Alcanzo a ver desde un alto los Tres Burgos en la lejanía. La ciudad que vio nacer a mi madre. El reducto de las raíces de nuestro clan. Los influjos de Navarra que planean en mi imaginario. Aún tiene, más sentido si cabe, que el viaje llegue a Pamplona. El reencuentro con la juventud de mi abuelo, entre orfeones y peñas. Las amistades fraguadas junto a la muralla de San Cernín, en el Napardi, o a la orilla del río, en el club de natación. Los paseos por la Media Luna. Las javieradas y el jolgorio. Aflora todo esto mientras cruzo el Portal de Francia, por donde marchó Zumalacárregui. Me tomo un café en el “Iruña” y pedaleo hacia la Ciudadela, recordando los ciervos pastar cuando correteaba por aquí en mi niñez.

Se encienden las estrellas en el firmamento y los pedales me llevan hasta el hogar de mi tía. Me detengo frente al patio trasero, caigo sobre el césped.

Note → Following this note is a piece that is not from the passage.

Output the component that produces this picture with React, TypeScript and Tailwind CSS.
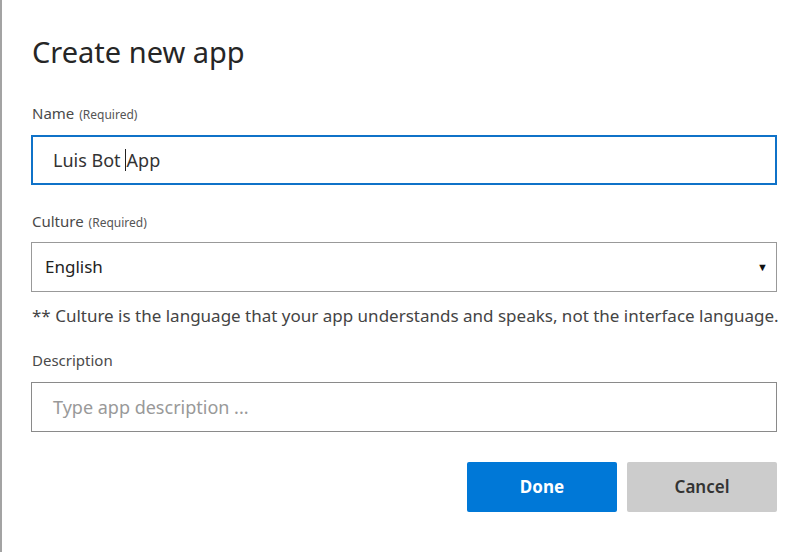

Un fakir extasiado sobre ínfimos alfileres en forma de gotas de agua. Así tendido, salgo de mi. Sólo siento paz.

Después de una cena que sacia todo mi vacío energético me voy apagando paulatinamente. Converso con mi tía en agradable, y melancólica, sobremesa pero el cansancio se me lleva. En la terraza de la buhardilla hay una hamaca, la cuelgo y me tumbo encima a contemplar la noche. El movimiento pendulante me va meciendo, como a un bebé en brazos, y se me cierran los ojos. La última visión que pasa por mi mente es la del borde de la rendición en Lekunberri, en ese instante, el único modo de continuar ha sido aferrándome a la idea de que portaba una misiva por ser un corredor del Zar.